Audemars Piguet celebrates the Royal Oak’s 50th anniversary with six new watches

The world’s most desirable (and least-available) steel watch just hit the big five-oh, fresher than ever and accompanied by some stunning (slightly more available) precious-metal siblings

Head to the ‘pre-owned’ watch market’s go-to forum, Chrono24, and you’ll notice that the going rate for Audemars Piguet’s recently discontinued 15202ST ‘Jumbo’ Royal Oak Extra-Thin hovers around the £115,000 mark – roughly four times its 2021 retail tag of £27,900. That should give you an idea of how feverishly anticipated yesterday’s announcement from the legendary Swiss watchmaker was, regarding the redux of this most cultish of horological cults.

Throw in a 50th anniversary, the Royal Oak’s first new movement since its 1972 launch, plus the revelation that out of AP’s annual 45,000(ish) output just 1,875 examples of said Calibre 7121 will be made this year?
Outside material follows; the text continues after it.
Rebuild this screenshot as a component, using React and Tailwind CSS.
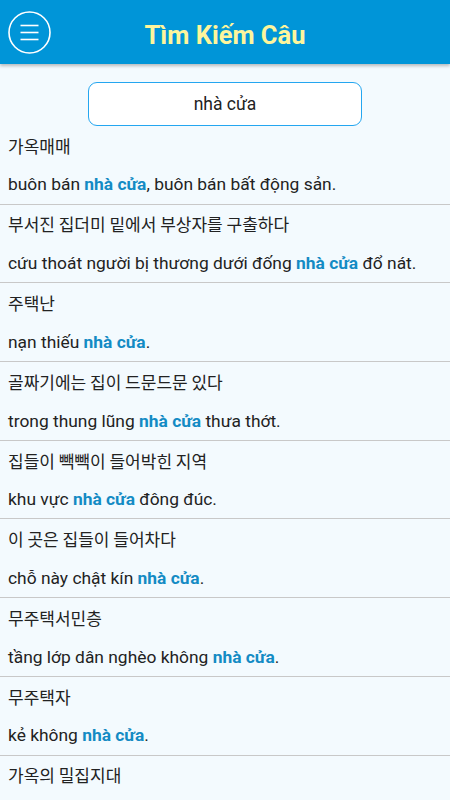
import React from "react";

const items = [
  { ko: "가옥매매", pre: "buôn bán ", post: ", buôn bán bất động sản." },
  { ko: "부서진 집더미 밑에서 부상자를 구출하다", pre: "cứu thoát người bị thương dưới đống ", post: " đổ nát." },
  { ko: "주택난", pre: "nạn thiếu ", post: "." },
  { ko: "골짜기에는 집이 드문드문 있다", pre: "trong thung lũng ", post: " thưa thớt." },
  { ko: "집들이 빽빽이 들어박힌 지역", pre: "khu vực ", post: " đông đúc." },
  { ko: "이 곳은 집들이 들어차다", pre: "chỗ này chật kín ", post: "." },
  { ko: "무주택서민층", pre: "tầng lớp dân nghèo không ", post: "." },
  { ko: "무주택자", pre: "kẻ không ", post: "." },
  { ko: "가옥의 밀집지대", pre: "", post: "" },
];

const Header = () => (
  <header className="h-[64px] bg-[#0095d8] flex items-center relative shadow-[0_2px_3px_rgba(0,0,0,0.25)] z-10">
    <button className="absolute left-[8px] top-[11px] w-[43px] h-[43px]">
      <svg width="43" height="43" viewBox="0 0 43 43" fill="none" stroke="white" strokeWidth="1.6">
        <circle cx="21.5" cy="21.5" r="20.5" />
        <line x1="12.5" y1="14.5" x2="30.5" y2="14.5" />
        <line x1="12.5" y1="21.5" x2="30.5" y2="21.5" />
        <line x1="12.5" y1="28.5" x2="30.5" y2="28.5" />
      </svg>
    </button>
    <h1 className="w-full text-center text-[25.5px] font-bold text-[#fdf59c] pt-[6px]">Tìm Kiếm Câu</h1>
  </header>
);

export default function App() {
  return (
    <div className="w-[450px] h-[800px] overflow-hidden bg-[#f3fafe] text-[#222] font-['Roboto','Noto_Sans_CJK_KR',sans-serif]">
      <Header />
      <div className="flex justify-center pt-[18px]">
        <div className="w-[274px] h-[44px] rounded-[9px] border border-[#24a6f0] bg-white flex items-center justify-center text-[17.5px]">
          nhà cửa
        </div>
      </div>
      <ul>
        {items.map((it, i) => (
          <li key={i} className="border-b border-[#c8c8c8] px-[8px] h-[78.7px]">
            <div className="h-[39px] flex items-center text-[17px] font-['Noto_Sans_CJK_KR',sans-serif]">{it.ko}</div>
            <div className="h-[39px] flex items-center text-[17.4px]">
              {it.pre || it.post ? (
                <span>
                  {it.pre}
                  <b className="text-[#138bc4] font-bold">nhà cửa</b>
                  {it.post}
                </span>
              ) : null}
            </div>
          </li>
        ))}
      </ul>
    </div>
  );
}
Safe to say, the Ref. 16202ST could push those Chrono24 figures even closer to the heights of Patek Philippe’s own phased-out, blue-dial sportsman, the Nautilus. 

Funnily enough, both the Royal Oak and Nautilus stemmed from the pen of one man in the space of just four years – that much-ballyhooed gent of watch design, Gérald Genta. It was a last-ditch brief from then-CEO of Audemars Piguet, Georges Golay on the eve of ’72’s Basel trade fair, who in order to satisfy the rakish Riviera set needed a stainless-steel design, and fast. In the space of one night, two genres were born: the notion of a luxurious sports watch in itself; as well as the geometric ‘Gérald Genta’ thing, evolving beyond Royal Oak to Patek’s Nautilus, IWC’s Ingenieur, and on to Bulgari’s Octo – all allied by their sculpted octagonal form.
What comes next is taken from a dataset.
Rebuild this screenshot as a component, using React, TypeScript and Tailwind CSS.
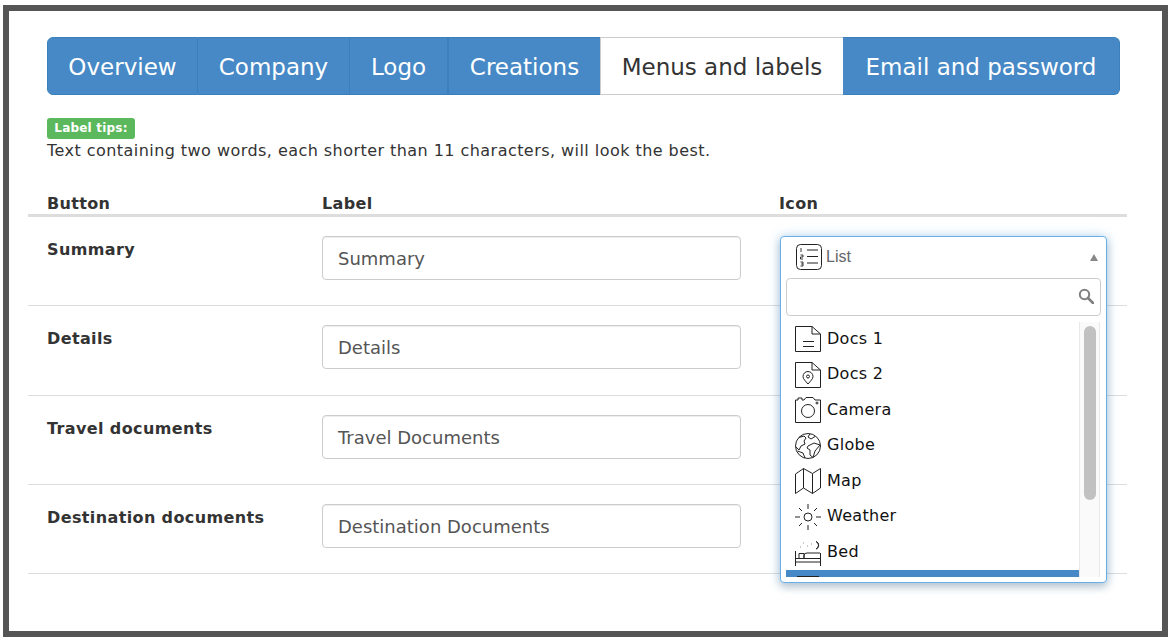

Needless to say, the Royal Oak’s golden anniversary is a biggy, to which Audemars Piguet has responded with particular class. Not that the casual observer would notice, so respectful have they been and so immortally ’just so’ is the Jumbo’s 39mm jigsaw of fully integrated facets. 
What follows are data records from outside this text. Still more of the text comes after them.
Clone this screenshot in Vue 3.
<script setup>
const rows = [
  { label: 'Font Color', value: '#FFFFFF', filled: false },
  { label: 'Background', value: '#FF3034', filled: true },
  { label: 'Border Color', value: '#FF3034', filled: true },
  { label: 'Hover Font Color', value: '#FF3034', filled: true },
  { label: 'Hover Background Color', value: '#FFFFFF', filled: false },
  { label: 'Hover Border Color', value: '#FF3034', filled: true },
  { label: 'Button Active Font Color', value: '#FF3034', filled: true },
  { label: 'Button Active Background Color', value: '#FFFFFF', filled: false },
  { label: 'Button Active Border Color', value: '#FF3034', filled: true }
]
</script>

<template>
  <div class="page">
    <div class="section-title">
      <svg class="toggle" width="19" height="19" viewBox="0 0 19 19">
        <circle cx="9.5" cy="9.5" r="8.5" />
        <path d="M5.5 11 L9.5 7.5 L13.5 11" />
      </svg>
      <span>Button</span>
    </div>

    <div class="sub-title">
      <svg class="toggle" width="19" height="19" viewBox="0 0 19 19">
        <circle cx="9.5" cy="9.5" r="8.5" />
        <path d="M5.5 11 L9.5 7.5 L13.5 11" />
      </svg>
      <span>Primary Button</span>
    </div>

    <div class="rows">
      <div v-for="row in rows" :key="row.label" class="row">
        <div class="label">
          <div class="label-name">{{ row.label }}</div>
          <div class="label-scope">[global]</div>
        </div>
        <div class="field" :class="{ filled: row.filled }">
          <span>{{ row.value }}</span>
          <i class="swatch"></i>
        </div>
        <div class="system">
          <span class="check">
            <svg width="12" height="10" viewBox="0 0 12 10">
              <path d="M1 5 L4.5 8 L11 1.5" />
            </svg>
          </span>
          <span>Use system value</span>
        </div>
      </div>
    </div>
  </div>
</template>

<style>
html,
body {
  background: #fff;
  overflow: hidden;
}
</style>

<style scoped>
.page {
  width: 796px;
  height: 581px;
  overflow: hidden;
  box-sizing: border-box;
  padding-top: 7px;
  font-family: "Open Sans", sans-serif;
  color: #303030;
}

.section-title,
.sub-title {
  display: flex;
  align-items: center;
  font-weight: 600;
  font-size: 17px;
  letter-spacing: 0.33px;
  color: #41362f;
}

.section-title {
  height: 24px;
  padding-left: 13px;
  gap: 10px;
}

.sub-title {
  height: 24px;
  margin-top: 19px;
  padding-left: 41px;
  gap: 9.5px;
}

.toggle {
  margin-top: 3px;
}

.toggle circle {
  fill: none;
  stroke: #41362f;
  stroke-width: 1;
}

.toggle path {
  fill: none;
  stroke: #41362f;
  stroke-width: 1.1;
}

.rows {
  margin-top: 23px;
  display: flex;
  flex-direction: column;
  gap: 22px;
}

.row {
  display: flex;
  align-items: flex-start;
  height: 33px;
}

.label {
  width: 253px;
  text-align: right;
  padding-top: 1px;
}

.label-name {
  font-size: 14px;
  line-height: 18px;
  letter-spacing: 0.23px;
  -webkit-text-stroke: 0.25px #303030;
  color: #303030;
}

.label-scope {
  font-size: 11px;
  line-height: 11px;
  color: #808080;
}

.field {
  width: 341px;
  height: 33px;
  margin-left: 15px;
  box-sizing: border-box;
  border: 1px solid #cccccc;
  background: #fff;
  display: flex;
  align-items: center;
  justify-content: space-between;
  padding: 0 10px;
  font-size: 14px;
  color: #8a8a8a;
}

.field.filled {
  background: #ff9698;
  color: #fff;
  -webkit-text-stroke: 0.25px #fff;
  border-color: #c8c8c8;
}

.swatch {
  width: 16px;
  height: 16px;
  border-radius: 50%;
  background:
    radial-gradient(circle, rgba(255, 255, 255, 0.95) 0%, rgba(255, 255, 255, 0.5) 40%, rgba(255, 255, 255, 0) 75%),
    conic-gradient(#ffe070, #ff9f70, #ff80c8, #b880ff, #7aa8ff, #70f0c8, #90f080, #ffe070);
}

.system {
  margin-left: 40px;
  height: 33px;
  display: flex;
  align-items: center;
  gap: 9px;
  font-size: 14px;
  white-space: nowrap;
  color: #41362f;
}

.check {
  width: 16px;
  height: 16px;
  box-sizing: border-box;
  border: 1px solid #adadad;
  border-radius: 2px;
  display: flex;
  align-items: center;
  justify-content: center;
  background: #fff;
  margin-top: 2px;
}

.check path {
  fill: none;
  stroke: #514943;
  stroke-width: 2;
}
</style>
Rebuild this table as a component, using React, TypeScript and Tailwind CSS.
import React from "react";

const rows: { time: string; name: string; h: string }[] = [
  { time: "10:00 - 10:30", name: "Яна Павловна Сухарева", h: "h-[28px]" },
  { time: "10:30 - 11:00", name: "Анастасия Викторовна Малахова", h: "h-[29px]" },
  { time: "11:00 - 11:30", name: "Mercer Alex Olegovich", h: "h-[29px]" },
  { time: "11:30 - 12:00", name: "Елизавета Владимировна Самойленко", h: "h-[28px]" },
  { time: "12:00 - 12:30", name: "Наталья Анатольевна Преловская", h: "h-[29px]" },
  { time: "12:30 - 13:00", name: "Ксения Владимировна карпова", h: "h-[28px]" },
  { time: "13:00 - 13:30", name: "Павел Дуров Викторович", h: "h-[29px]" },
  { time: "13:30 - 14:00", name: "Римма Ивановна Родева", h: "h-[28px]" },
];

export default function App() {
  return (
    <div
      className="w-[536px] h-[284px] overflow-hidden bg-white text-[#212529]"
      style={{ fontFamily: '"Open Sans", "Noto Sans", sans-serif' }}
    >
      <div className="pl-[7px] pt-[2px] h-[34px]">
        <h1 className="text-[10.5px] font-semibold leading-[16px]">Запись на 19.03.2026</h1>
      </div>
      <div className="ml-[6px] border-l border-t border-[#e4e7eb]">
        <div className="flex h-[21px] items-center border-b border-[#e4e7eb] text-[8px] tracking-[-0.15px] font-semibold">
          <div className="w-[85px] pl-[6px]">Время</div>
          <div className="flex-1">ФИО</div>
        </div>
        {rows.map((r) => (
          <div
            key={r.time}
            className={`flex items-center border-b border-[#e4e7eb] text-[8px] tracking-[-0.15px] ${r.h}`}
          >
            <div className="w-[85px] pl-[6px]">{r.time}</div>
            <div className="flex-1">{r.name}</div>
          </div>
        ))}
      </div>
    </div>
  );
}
Outwardly, from the boutique-only, blue-eyed posterboy in steel, to the green-dial hen’s tooth in platinum, all that’s changed is a slight trim in height, which is simply down to a slimmer lug profile. Gaze rearside, however, and things couldn’t be more contemporary, thanks to a brand-new extra-thin movement, Calibre 7121, five years in gestation. It’s self-wound by the only gimmicky nod to the Royal’s Oak’s milestone birthday: a rotor skeletonised into 2022’s “50 years” logo.

This mechanism replaces Calibre 2121 for the first time in all of those 50 years (for the Jumbo, mind; the 41mm ‘Selfwinding’ and chronograph models are driven by AP’s premier workhorse of two decades, the calibre 3120). The 2121 remains the thinnest-ever automatic movement with full-width rotor at 3.05 mm high, invented by Jaeger-LeCoultre in 1967 and supplied white-label ever-since, to the great and the good of Geneva and the Vallée de Joux up in the Jura mountains, home to AP. 

Measuring just 3.2 mm in thickness, the new 7121 has been specifically conceived in AP’s mountain ateliers to fit the 8.1mm Jumbo case without altering its aesthetic and thickness. Furthermore, the driving stem is now endowed with a rapid date-corrector, the balance wheel ticks robustly from beneath a dual-anchored bridge rather than a ‘cock’ – gleaming in parallel with the hand-finished bridges – plus a bigger spring barrel means that power’s up to 55 hours.

And then, those dials. 

AP’s iconic manhole-cover-in-miniature, or ’Petite Tapisserie’ engraving is rendered in a rainbow of four new shades. Adorning the blue-eyed steel posterboy, ‘Bleu Nuit, Nuage 50’ (‘night blue, cloud 50’) is a moody navy, originally developed by dialmaker Stern Frères (of Patek-owning Stern family fame), now achieved internally through PVD (Physical Vapor Deposition) to ensure better homogeneity. The pink gold and yellow gold models stick to the old galvanic-bath treatment, getting their shimmering ‘moiré’ effect from spraying varnish onto the rotating dials’ periphery. 

Those thirty-nine millimetres may not be ‘jumbo’ anymore by watchmaking’s modern standards, but its bulletproof design coherence means the Royal Oak Extra-Thin will surely reign for many more half-centuries to come. Forget about investment value, this is what fine watchmaking is all about: legacy in integrity.